Into the Shade
Written by Roger Kovack Tuesday, 30 June 2009 00:00
We went to the hot springs this week but we didn't take our camper with its kitchen and bed and coffee grinder. Instead, we drove my little pickup truck with its tiny camper shell. No soft bed, no candle to set the mood for sipping wine with a baguette, no place to brush our teeth. It's just a truck that I use to haul trash and carry tools and lumber.
In years gone by, my life used to be so complete and perfect with everything in its proper place. The camper always had its own coffee grinder ready to go and its own bedding and pillows. It even came with its own library, that is if you count a dictionary and a couple of novels that were tossed aside a few decades ago. The camper had its own towels and a kettle for boiling water in the mornings for coffee, and that's how I lived my life when I was sure that the world was my oyster.
These days, having things perfect, and having a complete, pretty picture of life are becoming just more of the things that were lost with youth. Nothing is quite completed and perfection is out the window.
"Let's have something to eat," I said. "We have bagels and sliced turkey and we even have tomatoes and avocados."
"Are you going to bring all those fixings here?" my wife asked. We sat on the spacious, sunny deck at the resort where everything is hosed down clean in the mornings, and the people all around us chatted and glistened with oiled skin.
"I can get all the things we need into my backpack."
"Can you get everything? And then bring it all back? What about the yellow jackets around here?"
"I don't see any bees. But maybe they would find us when we open the food."
"We could go over to the car together and eat there," she said. It was about a ten minute walk to the truck.
"It's hot and dusty in that parking lot. Are we going to tailgate it right there?"
"Let's go look at the parking lot together," she said. My wife likes to do things together and maybe she doesn't care about dirty, unpaved parking lots like I do.
When we got to the scorching dirt lot with our dark gray truck baking alone in full sun, we decided we should move to a more shaded parking strip. That was easy if we just left our stuff strewn all over the car where it was and didn't put everything away. I drove while she walked.
The new parking place was much cooler under the shade of wide oaks but it was still just a dirt strip at the side of a road and other parked cars and it wasn't level. But we got out the beach chairs, and ice chest that we used for a table, and paper plates and a watermelon.
Nothing was quite perfect here. We used an old chunk of a 2x4 under the ice chest to try to make it level so the watermelon wouldn't roll off but it had to be cut on the tailgate anyway. And I never got comfortable in the beach chair because it was on a slope and the view from here was mostly of the undersides of cars and abandoned piles of brush and a few decrepit camping decks.
The watermelon was good, if not very satisfying because I had my tummy set for the bagel and turkey.
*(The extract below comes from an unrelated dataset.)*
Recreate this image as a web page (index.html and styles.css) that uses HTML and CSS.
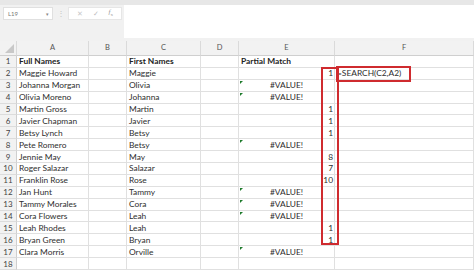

We didn't even have a trash bag or bucket so I just dropped the watermelon rinds onto the dirty slope.
"Shall we go back to the deck?" I asked after we finished off the melon. We had been chatting about the decaying forest at the side of the parking strip. There was a dead pine tree and a few lines of rocks that tried to outline a path through the trees and a small woodpecker hopping up and down the trunks like a mechanical toy.
"No, I don't want to go back yet," my wife said. "Its quiet and private and shady here and we can watch the birds."
And she was right about that, even though I was still falling out of my chair on the sloping dirt and the watermelon rind was dirty on the ground and there was no place to wash the sticky juice off my hands. The slippery knife and the drenched paper plate were threatening to slide off the precariously balanced ice chest and life on the paved street passed us by as we sat unnoticed on the ground behind our dusty pickup.
But the air was still and shady and the birds called and we were close - and it was perfect.

written by Les Craig , December 05, 2009
Immediacy--everybody has been there. And everyody has done the fussing-but-not-really thing that you do because you are really comfortable with self and partner. Nice and short but I think that pure sparseness costs you a little--a blop of watermelon juice on a hiking boot or a bony foot, slow smiles and crinkles at the corners of eyes, that sort of thing, give us a peek at the characters. But the feel is basically still there without it. Did you have a word limit?